On my return journey, I had the moon facing me and it gave me lot of comfort running to him and not having to turn my head to see if he was still following me. The breeze ensured that I had not sweated much. Not many drivers hooted me though a few dipped their lights in acknowledgement. The run was getting boring with darkness shrouding the natural beauty and the road stretching endlessly. I took a snap of the Raghavendra point (where the road branches out into the street leading to his and Shahid’s house), the street was well lit with double fluorescent lamps to each pole.
Just before the climb at KM9, where I had taken a walking break, I found a vehicle with two bullocks in the rear. I took a photograph to pair it with the one of pigs transported for life a few days back. The animals united in their forced sacrifice for feeding the greed of men saddened me. The driver was nonchalantly relieving himself against a tree, maybe, it was just another consignment to be delivered for him.

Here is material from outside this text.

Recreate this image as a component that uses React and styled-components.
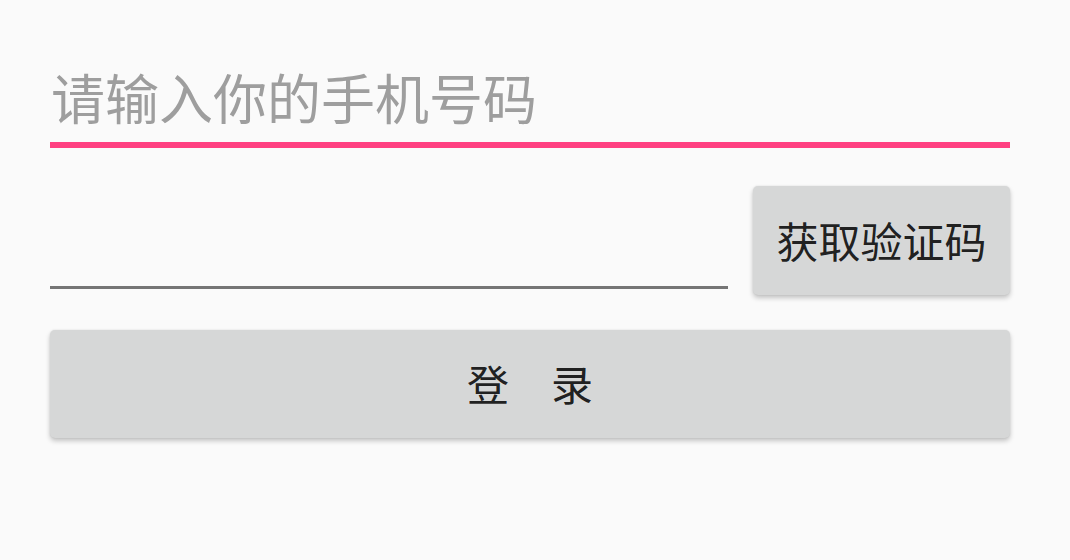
import React from "react";
import styled, { createGlobalStyle } from "styled-components";

const GlobalStyle = createGlobalStyle`
  html, body {
    margin: 0;
    padding: 0;
    background: #fafafa;
  }
  body {
    font-family: "Noto Sans CJK SC", "Noto Sans", sans-serif;
  }
`;

const Page = styled.div`
  padding: 58px 60px 40px 50px;
`;

const Field = styled.div`
  flex: 1;
  height: ${props => props.height}px;
  border-bottom: ${props => (props.active ? "6px solid #ff4081" : "3px solid #757575")};
  box-sizing: content-box;
  display: flex;
  align-items: flex-start;
`;

const Input = styled.input`
  width: 100%;
  border: none;
  outline: none;
  background: transparent;
  padding: 0 0 0 1px;
  margin: 0;
  font-family: inherit;
  font-size: ${props => props.size}px;
  line-height: 1.448;
  height: ${props => Math.round(props.size * 1.448)}px;
  color: rgba(0, 0, 0, 0.87);

  &::placeholder {
    color: #9e9e9e;
  }
`;

const Row = styled.div`
  display: flex;
  gap: 25px;
  margin-top: 38px;
`;

const Button = styled.button`
  flex: none;
  border: none;
  border-radius: 5px;
  background: #d6d7d7;
  color: rgba(0, 0, 0, 0.87);
  font-family: inherit;
  font-size: 42px;
  height: ${props => props.height}px;
  width: ${props => props.width || "100%"};
  padding: 0 0 3px;
  margin: ${props => (props.gapTop ? `${props.gapTop}px 0 0` : "0")};
  box-shadow: 0 3px 5px rgba(0, 0, 0, 0.22), 0 0 2px rgba(0, 0, 0, 0.1);
  display: flex;
  align-items: center;
  justify-content: center;
  cursor: pointer;
`;

export default function App() {
  return (
    <>
      <GlobalStyle />
      <Page>
        <Field active height={84}>
          <Input size={54} placeholder="请输入你的手机号码" />
        </Field>
        <Row>
          <Field height={100}>
            <Input size={42} />
          </Field>
          <Button width="257px" height={109}>获取验证码</Button>
        </Row>
        <Button gapTop={35} height={108}>登　录</Button>
      </Page>
    </>
  );
}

Outside the Saibaba temple I found that the two truck drivers had woken up and were warming themselves against a fire. I took a break and took a snap of them against the fire. One of them inspected my camera work and clucked in disappointment. I didn’t feel like defending myself with the plea of a archaic camera. It was good enough for me as I was not planning to enter it in any photography competition. It will adorn my mobile as wallpaper for some days till another later snap overtook it in popularity. The policemen were nowhere in sight, maybe, they were in a celebratory mood having celebrated the Prophet’s birthday without any untoward incident.
The lady of the Navratan Jewellers Ad smiled on unabashedly, but, I now see her as a cheerleader welcoming me in the fag end of my run without seeing her as a woman of commerce selling wares to me. The Devi’s temple at KM2 was up and about and devotional music was playing with lights on. I took a photograph for religious parity.
I reached the colony gates well in time to allow me a bath and change before going to the Station. I would be sleep walking the whole day tomorrow. The run took me 3 hours and 19 minutes.